Fluctuations in our sales of coal and excess emission allowances could cause a material adverse effect on our results of operations, financial condition and cash flows for any particular period.
DP&L sells coal to other parties from time to time for reasons that include maintaining an appropriate balance between projected supply and projected use and as part of a coal price optimization program where coal under contract may be resold and replaced with other coal or power available in the market with a favorable price spread, adjusted for any quality differentials. During 2010 and 2009, DP&L realized net gains from these sales. Sales of coal are affected by a range of factors, including price volatility among the different coal basins and
qualities of coal, variations in power demand and the market price of power compared to the cost to produce power. These factors could cause the amount and price of coal we sell to fluctuate, which could cause a material adverse effect on our results of operations, financial condition and cash flows for any particular period.
DP&L may sell its excess emission allowances, including NOx and SO2 emission allowances from time to time. Sales of any excess emission allowances are affected by a range of factors, such as general economic conditions, fluctuations in market demand, availability of excess inventory available for sale and changes to the regulatory environment, including the implementation of CSAPR and CAIR. These factors could cause the amount and price of excess emission allowances DP&L sells to fluctuate, which could cause a material adverse effect on DPLs results of operations, financial condition and cash flows for any particular period. Although there has been overall reduced trading activity in the annual NOx and SO2 emission allowance trading markets in recent years, the adoption of regulations that regulate emissions or establish or modify emission allowance trading programs could affect the emission allowance trading markets and have a material effect on DP&Ls emission allowance sales.
The operation and performance of our facilities are subject to various events and risks that could negatively affect our business.

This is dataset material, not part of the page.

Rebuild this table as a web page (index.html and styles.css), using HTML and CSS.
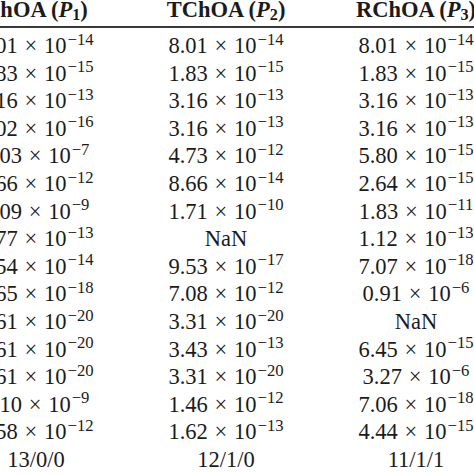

The operation and performance of our generation, transmission and distribution facilities and equipment is subject to various events and risks, such as the potential breakdown or failure of equipment, processes or facilities, fuel supply or transportation disruptions, the loss of cost-effective disposal options for solid waste generated by our facilities (such as coal ash and gypsum), accidents, injuries, labor disputes or work stoppages by employees, operator error, acts of terrorism or sabotage, construction delays or cost overruns, shortages of or delays in obtaining equipment, material and labor, operational restrictions resulting from environmental limitations and governmental interventions, performance below expected or required levels, weather-related and other natural disruptions, vandalism, events occurring on the systems of third parties that interconnect to and affect our system and the increased maintenance requirements, costs and risks associated with our aging generation units. Our results of operations, financial condition and cash flows could have a material adverse effect due to the occurrence or continuation of these events.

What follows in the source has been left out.